OBJECTIVE |
Without the pictures, reproduce the records that follow exactly.

(Rows from a dataset of pages and code)
# # # # #

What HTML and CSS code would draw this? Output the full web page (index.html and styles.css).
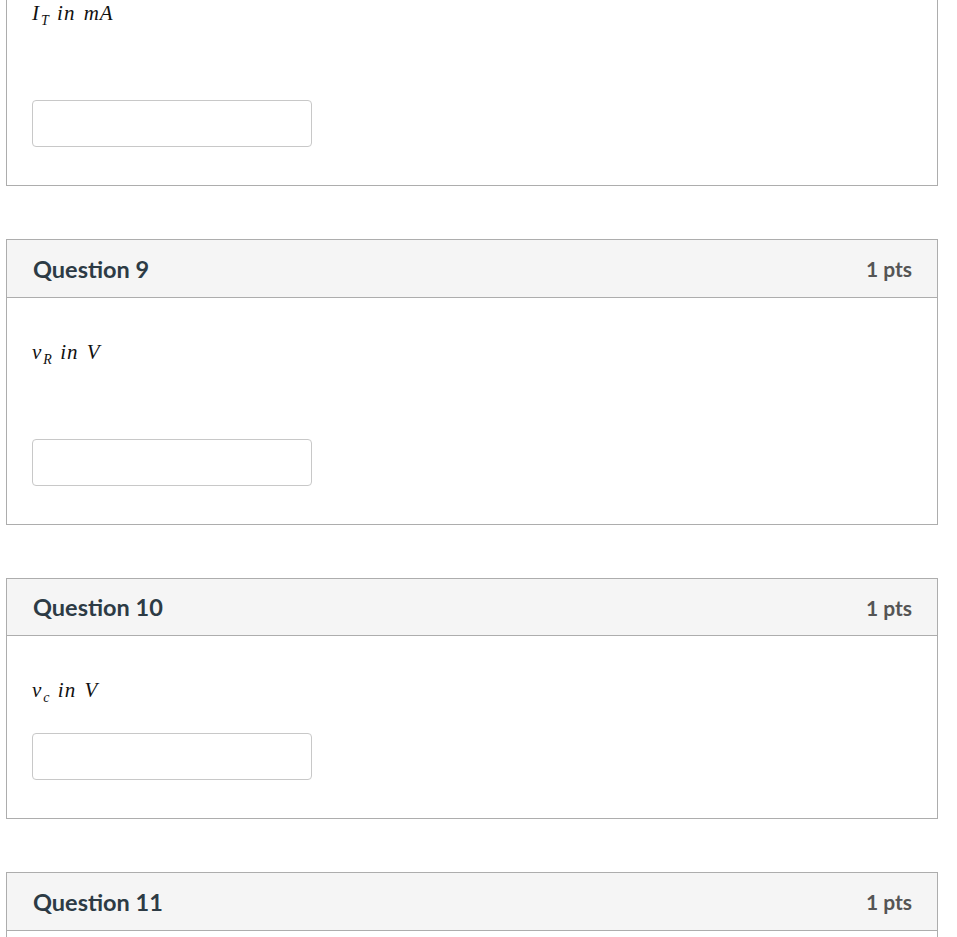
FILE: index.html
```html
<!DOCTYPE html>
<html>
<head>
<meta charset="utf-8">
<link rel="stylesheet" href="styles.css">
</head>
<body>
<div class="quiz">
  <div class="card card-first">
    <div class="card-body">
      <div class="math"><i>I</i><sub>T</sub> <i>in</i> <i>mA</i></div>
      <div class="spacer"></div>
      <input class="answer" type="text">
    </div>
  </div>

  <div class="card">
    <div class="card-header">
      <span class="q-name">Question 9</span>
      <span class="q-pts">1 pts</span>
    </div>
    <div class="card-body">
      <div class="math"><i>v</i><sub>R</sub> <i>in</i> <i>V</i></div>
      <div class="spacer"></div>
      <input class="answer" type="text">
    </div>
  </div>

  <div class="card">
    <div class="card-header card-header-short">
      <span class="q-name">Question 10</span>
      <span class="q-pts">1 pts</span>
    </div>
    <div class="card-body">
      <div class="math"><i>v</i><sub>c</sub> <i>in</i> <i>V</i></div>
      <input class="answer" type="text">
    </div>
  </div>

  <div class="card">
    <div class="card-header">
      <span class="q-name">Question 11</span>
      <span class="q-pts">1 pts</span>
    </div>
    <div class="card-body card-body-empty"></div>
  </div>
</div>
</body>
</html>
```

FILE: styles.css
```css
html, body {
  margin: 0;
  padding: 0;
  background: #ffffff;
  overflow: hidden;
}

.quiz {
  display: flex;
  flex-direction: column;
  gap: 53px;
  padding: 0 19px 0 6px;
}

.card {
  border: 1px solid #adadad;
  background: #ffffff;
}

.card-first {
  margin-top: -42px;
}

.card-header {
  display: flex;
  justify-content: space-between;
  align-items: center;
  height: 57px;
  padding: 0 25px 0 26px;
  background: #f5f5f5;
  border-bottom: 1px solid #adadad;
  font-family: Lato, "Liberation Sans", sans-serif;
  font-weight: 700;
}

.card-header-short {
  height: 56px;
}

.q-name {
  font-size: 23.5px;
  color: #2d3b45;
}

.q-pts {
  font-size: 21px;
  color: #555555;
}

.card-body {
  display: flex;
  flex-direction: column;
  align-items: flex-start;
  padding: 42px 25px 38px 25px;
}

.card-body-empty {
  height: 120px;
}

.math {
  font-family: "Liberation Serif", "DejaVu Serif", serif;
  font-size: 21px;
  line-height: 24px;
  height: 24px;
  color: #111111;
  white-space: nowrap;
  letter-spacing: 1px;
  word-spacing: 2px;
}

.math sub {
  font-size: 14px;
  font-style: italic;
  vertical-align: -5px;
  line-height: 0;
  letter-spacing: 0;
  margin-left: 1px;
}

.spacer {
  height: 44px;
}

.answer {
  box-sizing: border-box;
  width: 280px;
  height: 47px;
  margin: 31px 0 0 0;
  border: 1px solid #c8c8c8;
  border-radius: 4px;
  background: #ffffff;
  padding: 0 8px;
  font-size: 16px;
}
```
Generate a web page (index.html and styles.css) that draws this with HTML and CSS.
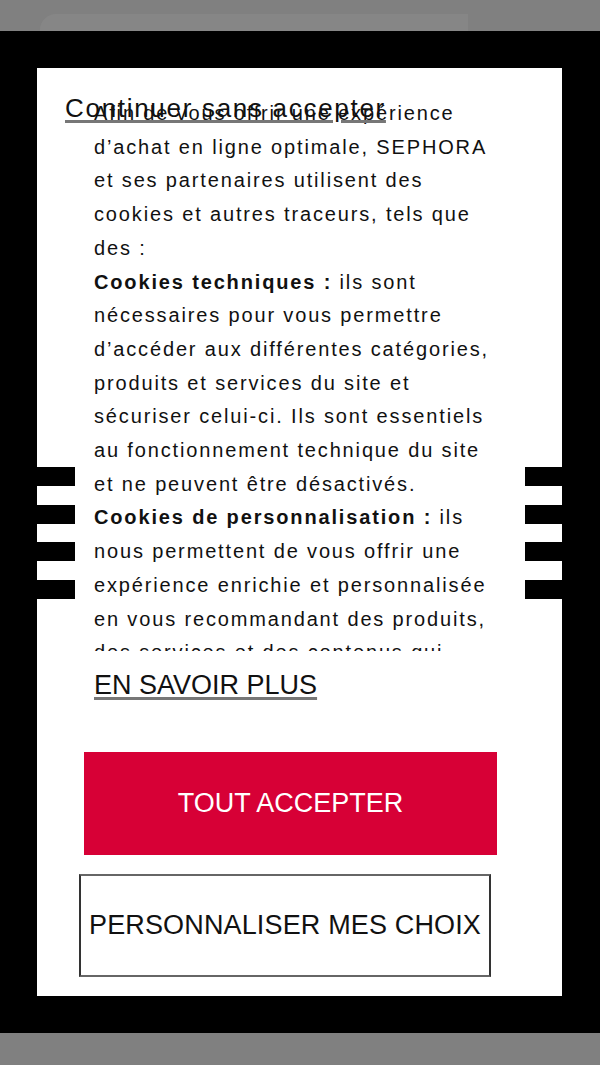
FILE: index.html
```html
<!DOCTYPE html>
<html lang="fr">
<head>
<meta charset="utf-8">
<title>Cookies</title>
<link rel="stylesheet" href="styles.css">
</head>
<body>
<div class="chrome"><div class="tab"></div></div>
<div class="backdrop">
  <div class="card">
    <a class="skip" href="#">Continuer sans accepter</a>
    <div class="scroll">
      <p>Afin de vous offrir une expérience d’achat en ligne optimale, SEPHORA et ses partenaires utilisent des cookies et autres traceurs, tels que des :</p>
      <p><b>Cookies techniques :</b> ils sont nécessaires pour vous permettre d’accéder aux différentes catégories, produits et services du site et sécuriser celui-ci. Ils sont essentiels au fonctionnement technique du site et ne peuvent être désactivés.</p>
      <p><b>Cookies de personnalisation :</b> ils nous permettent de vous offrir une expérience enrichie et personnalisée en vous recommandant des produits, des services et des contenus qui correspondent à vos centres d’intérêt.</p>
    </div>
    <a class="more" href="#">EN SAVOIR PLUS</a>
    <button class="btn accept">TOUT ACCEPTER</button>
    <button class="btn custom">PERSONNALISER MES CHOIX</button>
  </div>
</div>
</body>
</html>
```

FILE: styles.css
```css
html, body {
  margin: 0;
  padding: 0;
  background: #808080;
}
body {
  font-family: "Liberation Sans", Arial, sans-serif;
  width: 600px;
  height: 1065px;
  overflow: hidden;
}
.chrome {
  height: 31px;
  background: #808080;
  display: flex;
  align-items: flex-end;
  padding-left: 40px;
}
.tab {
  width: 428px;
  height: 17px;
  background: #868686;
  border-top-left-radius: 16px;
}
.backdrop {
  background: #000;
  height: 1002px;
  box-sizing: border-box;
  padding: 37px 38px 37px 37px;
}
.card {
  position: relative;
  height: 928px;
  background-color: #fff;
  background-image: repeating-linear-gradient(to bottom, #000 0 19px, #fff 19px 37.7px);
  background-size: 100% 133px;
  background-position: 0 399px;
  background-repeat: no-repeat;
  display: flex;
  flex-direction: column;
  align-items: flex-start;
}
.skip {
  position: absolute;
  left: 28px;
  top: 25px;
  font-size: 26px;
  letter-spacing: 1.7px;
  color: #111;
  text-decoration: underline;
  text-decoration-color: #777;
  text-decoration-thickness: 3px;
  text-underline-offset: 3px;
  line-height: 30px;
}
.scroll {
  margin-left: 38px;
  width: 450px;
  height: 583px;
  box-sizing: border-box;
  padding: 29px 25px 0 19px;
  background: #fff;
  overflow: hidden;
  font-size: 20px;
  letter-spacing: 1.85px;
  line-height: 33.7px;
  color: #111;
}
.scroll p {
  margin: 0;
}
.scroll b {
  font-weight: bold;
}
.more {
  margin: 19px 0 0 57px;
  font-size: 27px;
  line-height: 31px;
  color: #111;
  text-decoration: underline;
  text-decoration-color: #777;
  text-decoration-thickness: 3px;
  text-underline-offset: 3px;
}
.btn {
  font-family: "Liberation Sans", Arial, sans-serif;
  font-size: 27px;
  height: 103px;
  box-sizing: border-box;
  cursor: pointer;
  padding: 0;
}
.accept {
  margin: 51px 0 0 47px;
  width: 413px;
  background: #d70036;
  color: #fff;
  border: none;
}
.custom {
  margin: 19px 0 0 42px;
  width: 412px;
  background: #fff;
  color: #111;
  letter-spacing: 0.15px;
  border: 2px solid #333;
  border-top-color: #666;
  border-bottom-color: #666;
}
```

# # # # #

TASK SOLUTION |
What HTML and CSS code would draw this? Output the full web page (index.html and styles.css).
FILE: index.html
```html
<!DOCTYPE html>
<html>
<head>
<meta charset="utf-8">
<link rel="stylesheet" href="styles.css">
</head>
<body>
<div class="quiz">
  <div class="card card-first">
    <div class="card-body">
      <div class="math"><i>I</i><sub>T</sub> <i>in</i> <i>mA</i></div>
      <div class="spacer"></div>
      <input class="answer" type="text">
    </div>
  </div>

  <div class="card">
    <div class="card-header">
      <span class="q-name">Question 9</span>
      <span class="q-pts">1 pts</span>
    </div>
    <div class="card-body">
      <div class="math"><i>v</i><sub>R</sub> <i>in</i> <i>V</i></div>
      <div class="spacer"></div>
      <input class="answer" type="text">
    </div>
  </div>

  <div class="card">
    <div class="card-header card-header-short">
      <span class="q-name">Question 10</span>
      <span class="q-pts">1 pts</span>
    </div>
    <div class="card-body">
      <div class="math"><i>v</i><sub>c</sub> <i>in</i> <i>V</i></div>
      <input class="answer" type="text">
    </div>
  </div>

  <div class="card">
    <div class="card-header">
      <span class="q-name">Question 11</span>
      <span class="q-pts">1 pts</span>
    </div>
    <div class="card-body card-body-empty"></div>
  </div>
</div>
</body>
</html>
```

FILE: styles.css
```css
html, body {
  margin: 0;
  padding: 0;
  background: #ffffff;
  overflow: hidden;
}

.quiz {
  display: flex;
  flex-direction: column;
  gap: 53px;
  padding: 0 19px 0 6px;
}

.card {
  border: 1px solid #adadad;
  background: #ffffff;
}

.card-first {
  margin-top: -42px;
}

.card-header {
  display: flex;
  justify-content: space-between;
  align-items: center;
  height: 57px;
  padding: 0 25px 0 26px;
  background: #f5f5f5;
  border-bottom: 1px solid #adadad;
  font-family: Lato, "Liberation Sans", sans-serif;
  font-weight: 700;
}

.card-header-short {
  height: 56px;
}

.q-name {
  font-size: 23.5px;
  color: #2d3b45;
}

.q-pts {
  font-size: 21px;
  color: #555555;
}

.card-body {
  display: flex;
  flex-direction: column;
  align-items: flex-start;
  padding: 42px 25px 38px 25px;
}

.card-body-empty {
  height: 120px;
}

.math {
  font-family: "Liberation Serif", "DejaVu Serif", serif;
  font-size: 21px;
  line-height: 24px;
  height: 24px;
  color: #111111;
  white-space: nowrap;
  letter-spacing: 1px;
  word-spacing: 2px;
}

.math sub {
  font-size: 14px;
  font-style: italic;
  vertical-align: -5px;
  line-height: 0;
  letter-spacing: 0;
  margin-left: 1px;
}

.spacer {
  height: 44px;
}

.answer {
  box-sizing: border-box;
  width: 280px;
  height: 47px;
  margin: 31px 0 0 0;
  border: 1px solid #c8c8c8;
  border-radius: 4px;
  background: #ffffff;
  padding: 0 8px;
  font-size: 16px;
}
```
Generate a web page (index.html and styles.css) that draws this with HTML and CSS.
FILE: index.html
```html
<!DOCTYPE html>
<html lang="fr">
<head>
<meta charset="utf-8">
<title>Cookies</title>
<link rel="stylesheet" href="styles.css">
</head>
<body>
<div class="chrome"><div class="tab"></div></div>
<div class="backdrop">
  <div class="card">
    <a class="skip" href="#">Continuer sans accepter</a>
    <div class="scroll">
      <p>Afin de vous offrir une expérience d’achat en ligne optimale, SEPHORA et ses partenaires utilisent des cookies et autres traceurs, tels que des :</p>
      <p><b>Cookies techniques :</b> ils sont nécessaires pour vous permettre d’accéder aux différentes catégories, produits et services du site et sécuriser celui-ci. Ils sont essentiels au fonctionnement technique du site et ne peuvent être désactivés.</p>
      <p><b>Cookies de personnalisation :</b> ils nous permettent de vous offrir une expérience enrichie et personnalisée en vous recommandant des produits, des services et des contenus qui correspondent à vos centres d’intérêt.</p>
    </div>
    <a class="more" href="#">EN SAVOIR PLUS</a>
    <button class="btn accept">TOUT ACCEPTER</button>
    <button class="btn custom">PERSONNALISER MES CHOIX</button>
  </div>
</div>
</body>
</html>
```

FILE: styles.css
```css
html, body {
  margin: 0;
  padding: 0;
  background: #808080;
}
body {
  font-family: "Liberation Sans", Arial, sans-serif;
  width: 600px;
  height: 1065px;
  overflow: hidden;
}
.chrome {
  height: 31px;
  background: #808080;
  display: flex;
  align-items: flex-end;
  padding-left: 40px;
}
.tab {
  width: 428px;
  height: 17px;
  background: #868686;
  border-top-left-radius: 16px;
}
.backdrop {
  background: #000;
  height: 1002px;
  box-sizing: border-box;
  padding: 37px 38px 37px 37px;
}
.card {
  position: relative;
  height: 928px;
  background-color: #fff;
  background-image: repeating-linear-gradient(to bottom, #000 0 19px, #fff 19px 37.7px);
  background-size: 100% 133px;
  background-position: 0 399px;
  background-repeat: no-repeat;
  display: flex;
  flex-direction: column;
  align-items: flex-start;
}
.skip {
  position: absolute;
  left: 28px;
  top: 25px;
  font-size: 26px;
  letter-spacing: 1.7px;
  color: #111;
  text-decoration: underline;
  text-decoration-color: #777;
  text-decoration-thickness: 3px;
  text-underline-offset: 3px;
  line-height: 30px;
}
.scroll {
  margin-left: 38px;
  width: 450px;
  height: 583px;
  box-sizing: border-box;
  padding: 29px 25px 0 19px;
  background: #fff;
  overflow: hidden;
  font-size: 20px;
  letter-spacing: 1.85px;
  line-height: 33.7px;
  color: #111;
}
.scroll p {
  margin: 0;
}
.scroll b {
  font-weight: bold;
}
.more {
  margin: 19px 0 0 57px;
  font-size: 27px;
  line-height: 31px;
  color: #111;
  text-decoration: underline;
  text-decoration-color: #777;
  text-decoration-thickness: 3px;
  text-underline-offset: 3px;
}
.btn {
  font-family: "Liberation Sans", Arial, sans-serif;
  font-size: 27px;
  height: 103px;
  box-sizing: border-box;
  cursor: pointer;
  padding: 0;
}
.accept {
  margin: 51px 0 0 47px;
  width: 413px;
  background: #d70036;
  color: #fff;
  border: none;
}
.custom {
  margin: 19px 0 0 42px;
  width: 412px;
  background: #fff;
  color: #111;
  letter-spacing: 0.15px;
  border: 2px solid #333;
  border-top-color: #666;
  border-bottom-color: #666;
}
```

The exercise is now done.